* START *

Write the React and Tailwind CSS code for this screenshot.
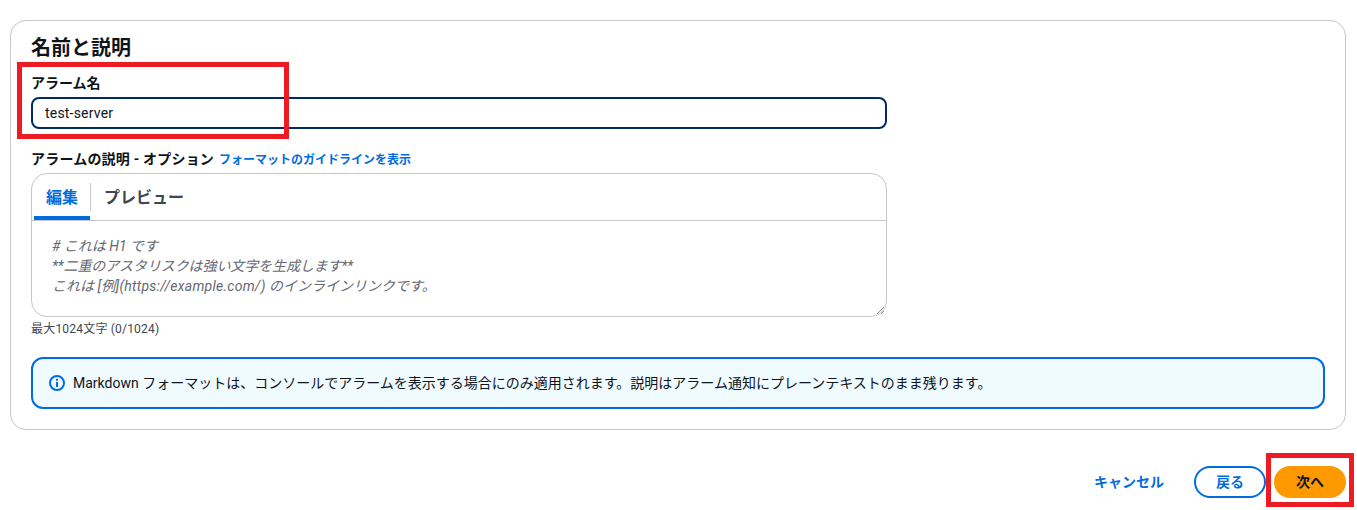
import React from 'react';

const App = () => {
  return (
    <div className="relative h-[510px] w-[1357px] overflow-hidden bg-white pt-5 pl-2.5 text-[#0f141a] font-['Roboto','Noto_Sans_CJK_JP',sans-serif]">
      {/* Name and description card */}
      <div className="flex h-[410px] w-[1336px] flex-col rounded-2xl border border-[#c6c6cd] px-5 pt-[15px]">
        <h2 className="text-xl leading-[24px] font-bold">名前と説明</h2>

        <label className="mt-[13px] text-sm leading-5 font-bold">アラーム名</label>
        <input
          readOnly
          value="test-server"
          className="mt-1 h-8 w-[856px] rounded-lg border-2 border-[#002b66] px-3 text-[14px] tracking-[0.2px] outline-none"
        />

        <div className="mt-5 flex items-baseline gap-[5px]">
          <span className="text-sm leading-5 font-bold tracking-[0.2px]">アラームの説明 - オプション</span>
          <a className="text-xs font-bold text-[#006ce0]">フォーマットのガイドラインを表示</a>
        </div>

        {/* Tabs */}
        <div className="mt-[4px] w-[856px] rounded-2xl border border-[#c6c6cd]">
          <div className="flex h-[47px] border-b border-[#c6c6cd] pl-[2px]">
            <div className="flex h-[46px] w-[56px] items-start justify-center border-b-4 border-[#006ce0] pt-3 text-base leading-6 font-bold text-[#006ce0]">
              編集
            </div>
            <div className="mt-[9px] h-7 w-px bg-[#c6c6cd]" />
            <div className="pt-3 pl-[13px] text-base leading-6 font-bold text-[#424650]">プレビュー</div>
          </div>
          <div className="relative h-[95px] px-5 pt-[15px] text-sm leading-5 text-[#656871] italic">
            <p># これは H1 です</p>
            <p className="tracking-[-0.1px]">**二重のアスタリスクは強い文字を生成します**</p>
            <p>
              これは <span className="tracking-[0.25px]">[例](https://example.com/)</span> のインラインリンクです。
            </p>
            <svg className="absolute right-0 bottom-0" width="12" height="12" viewBox="0 0 12 12">
              <path d="M3 10 L10 3 M7 10 L10 7" stroke="#8c8c94" strokeWidth="1" fill="none" />
            </svg>
          </div>
        </div>

        <p className="mt-[4px] text-xs leading-4 tracking-[0.2px] text-[#424650]">最大1024文字 (0/1024)</p>

        {/* Info alert */}
        <div className="mt-5 flex h-[52px] w-[1294px] items-center gap-2 rounded-xl border-2 border-[#006ce0] bg-[#f0fbff] pl-[16px] text-sm">
          <svg width="16" height="16" viewBox="0 0 16 16" fill="none">
            <circle cx="8" cy="8" r="7" stroke="#006ce0" strokeWidth="2" />
            <path d="M8 7v5" stroke="#006ce0" strokeWidth="2" />
            <path d="M8 3.8v2" stroke="#006ce0" strokeWidth="2" />
          </svg>
          <span>Markdown フォーマットは、コンソールでアラームを表示する場合にのみ適用されます。説明はアラーム通知にプレーンテキストのまま残ります。</span>
        </div>
      </div>

      {/* Footer actions */}
      <div className="mt-[36px] flex w-[1336px] items-center justify-end text-sm font-bold">
        <a className="mr-[30px] text-[#006ce0]">キャンセル</a>
        <button className="mr-2 h-8 w-[72px] rounded-full border-2 border-[#006ce0] text-[#006ce0]">戻る</button>
        <button className="h-8 w-[72px] rounded-full bg-[#ff9900]">次へ</button>
      </div>

      {/* Red annotation boxes */}
      <div className="absolute top-[62px] left-[17px] h-[77px] w-[272px] border-[5px] border-[#ed1c24]" />
      <div className="absolute top-[453px] left-[1266px] h-[54px] w-[88px] border-[5px] border-[#ed1c24]" />
    </div>
  );
};

export default App;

* END *

What you should do:
Give again, word for word, every line from the top of the data through the line with "import React from 'react';", both ends included, and exclude the pictures.

Correct answer:
Write the React and Tailwind CSS code for this screenshot.
import React from 'react';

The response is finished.